Welcome to our new web site!

To give our readers a chance to experience all that our new website has to offer, we have made all content freely avaiable, through October 1, 2018.

During this time, print and digital subscribers will not need to log in to view our stories or e-editions.

Hunker Down with Kes

O Beautiful For Spacious Skies...

Posted

I tell you near ’bout every week that McKenzie, Tennessee, is the best place on earth to “be from.” Without a doubt. Without hesitation. And without reservation. Of course, I don’t do it with very good sentence structure. Or proper English.

Please don’t blame Barbara Clark or Polly Rucker for my grammatical shortcomings. Those wonderful English teachers poured a fountain of knowledge into me “once upon a time”…..

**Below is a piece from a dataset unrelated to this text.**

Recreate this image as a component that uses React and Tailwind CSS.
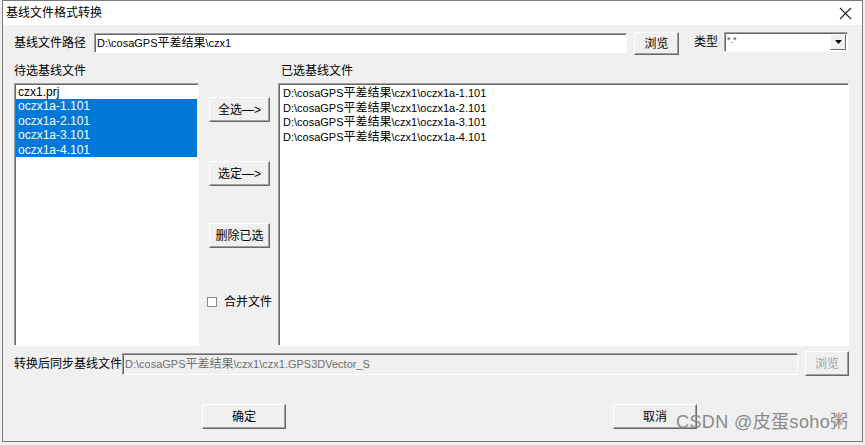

And I’ve told you a hundred times how Miss Clark turned me on to Charles Dickens, Edgar Allan Poe, Emily Dickinson and that highwayman who “came riding-riding-riding….up to the old inn door.”

But I also learned from Col. James T. “Bird Dog” Reed, Mr. Graden Featherstone and Mr. Jack Cantrell. They’d “hold forth” on a wide array of subjects whether I’d run across them up at the City Café, in the cozy office at Bill Argo’s Gulf Station or standing up on the town square watching Mr. Charlie McIver win another game of checkers.

They never let syntax, dangling participles or not ending a sentence with a preposition get in the way of a good story. I remember riding to a baseball game with Bird Dog one time when he got to telling a story about every person who lived in every house between McKenzie and Greenfield. Listen, he knew’em all! And he had a funny story about each one…..

But I digress. I was saying that McKenzie is the absolute best town ever. And the absolute best time to be in McKenzie is early May. The weather is so perfect it will make you take notice……and appreciate anew this particular place and time.

January and February were just too cold. March would blow you away. April would always surprise—and annoy—with one last chilly blast. But May would come! It was always refreshingly mild without any hint of what was behind and no overtures of the oppressive heat that was to come.

We didn’t celebrate May Day. And I can promise you, me and Buddy, Yogi and Ricky never one time in our whole lives danced around a Maypole. But there was something so special about that month in our little hometown that the memories, the sights, the sounds, the smell, the joy of “being”, still reverberate down through the ages…..

We’d start walking to town that first Saturday morning in May and there was a spring in our step. The air was so fresh, clear, clean, crisp, light…..you’d breathe in a big ole mouthful and it would practically lift you off the ground!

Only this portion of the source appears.